Around Thurstaston

Panoramic views from a heathland crest, and the edge of a grand estuary.




5.75 miles (9.2kms)

459ft (140m)

About the walk

This is a walk of two distinct halves. It is somewhat unfortunate that the busy A540 underlines this division, but not that there is so much variety in a small space. You start near to the shoreline but, saving its exploration for the end, first climb away along Station Road. This is an uninspiring opening but easy and quick so don't let it put you off. The grand Church of St Bartholomew signals the end of the beginning and once the main road is crossed you are on Thurstaston Common.

Thurstaston Common

Many people expect 'common' to be open but the name really refers to common grazing. Where this right is no longer exercised, unless the land is managed in some way, it's quite normal for it to revert to woodland. In fact most of the common is wooded but there are still good open stretches where heathland survives. It's obviously difficult for trees to gain a foothold in the thin sandy soils of the more exposed parts.

Most of the ground is dry but there are a few damper hollows. One such hollow is skirted early on. In summer it's marked by the white tassels of cotton grass. The wet patches are also home to cross-leaved heath, no the ling and bell heather of the drier areas. Its flowers grow in clusters rather than spikes. Also found are sundews, low-growing plants with reddish, hairy, sticky leaves. These trap insects from which the plant gains nutrients lacking in the poor soils.

Just below the summit you break out onto a bare sandstone crest which gives a view over the Dee Estuary and out to sea. On a clear day the Great Orme behind Llandudno stands out boldly, as does an offshore wind farm out in the Irish Sea. From the summit itself the view spreads to include the Liverpool cathedrals. The Forest of Bowland and Winter Hill rise to their left, and you can also identify Formby Point.

After retracing your steps as far as the church, the second half of this walk begins innocuously across farmland, but as you descend towards the sea, there's an unexpected moment of drama as you arrive at the ravine of The Dungeon, complete with tiny waterfall.

Below this you join the old railway which is now the Wirral Way. Past ponds, home to water-lilies and moorhens, you soon reach the brink of the slope about 50ft (15m) above the estuary. It's stretching it a bit to call it a cliff, but it's steep enough to be no place to slip. There's little solid rock exposed in these 'cliffs', which are composed of boulder clay. This is nearly the end of the walk, but you may want to linger and savour the view across the wide estuary to Wales.

Walk directions

First, look around the wildlife exhibition at the visitor centre, then walk out to Station Road. Follow it right for 0.5 miles (800m), bending right at the top to a junction near a church.

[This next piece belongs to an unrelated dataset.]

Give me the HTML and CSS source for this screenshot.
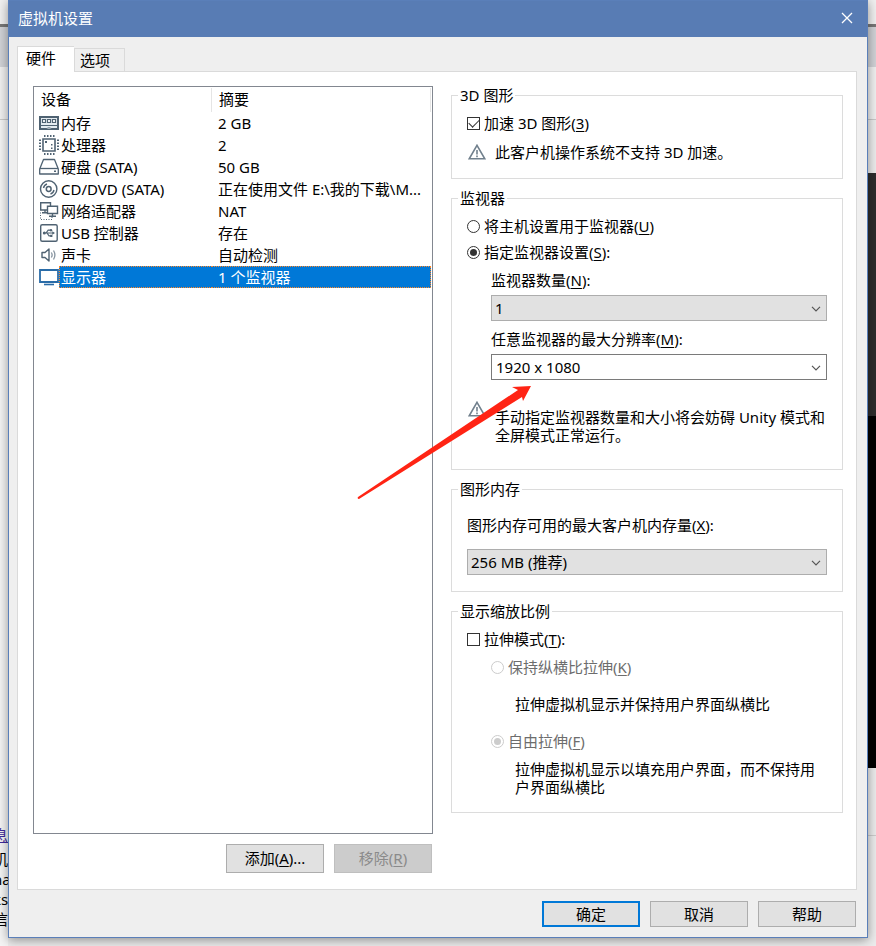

Go left to a roundabout, then left again along the A540 past the Cottage Loaf pub. Leave shortly after passing through a gate on the right onto Thurstaston Common. Keep right at a fork, passing behind a school to the end of a cul-de-sac.

Cross to the kissing gate almost opposite. Soon meeting a track, turn back along it. As it then bends right bear left past a gate. Join the left fence at the edge of more open heath. Keep ahead beyond its end to pick up another fence on the right. Emerging onto a track, go left beside Greasby Brook. Reaching another entrance to the nature reserve, keep left to remain within its fringe.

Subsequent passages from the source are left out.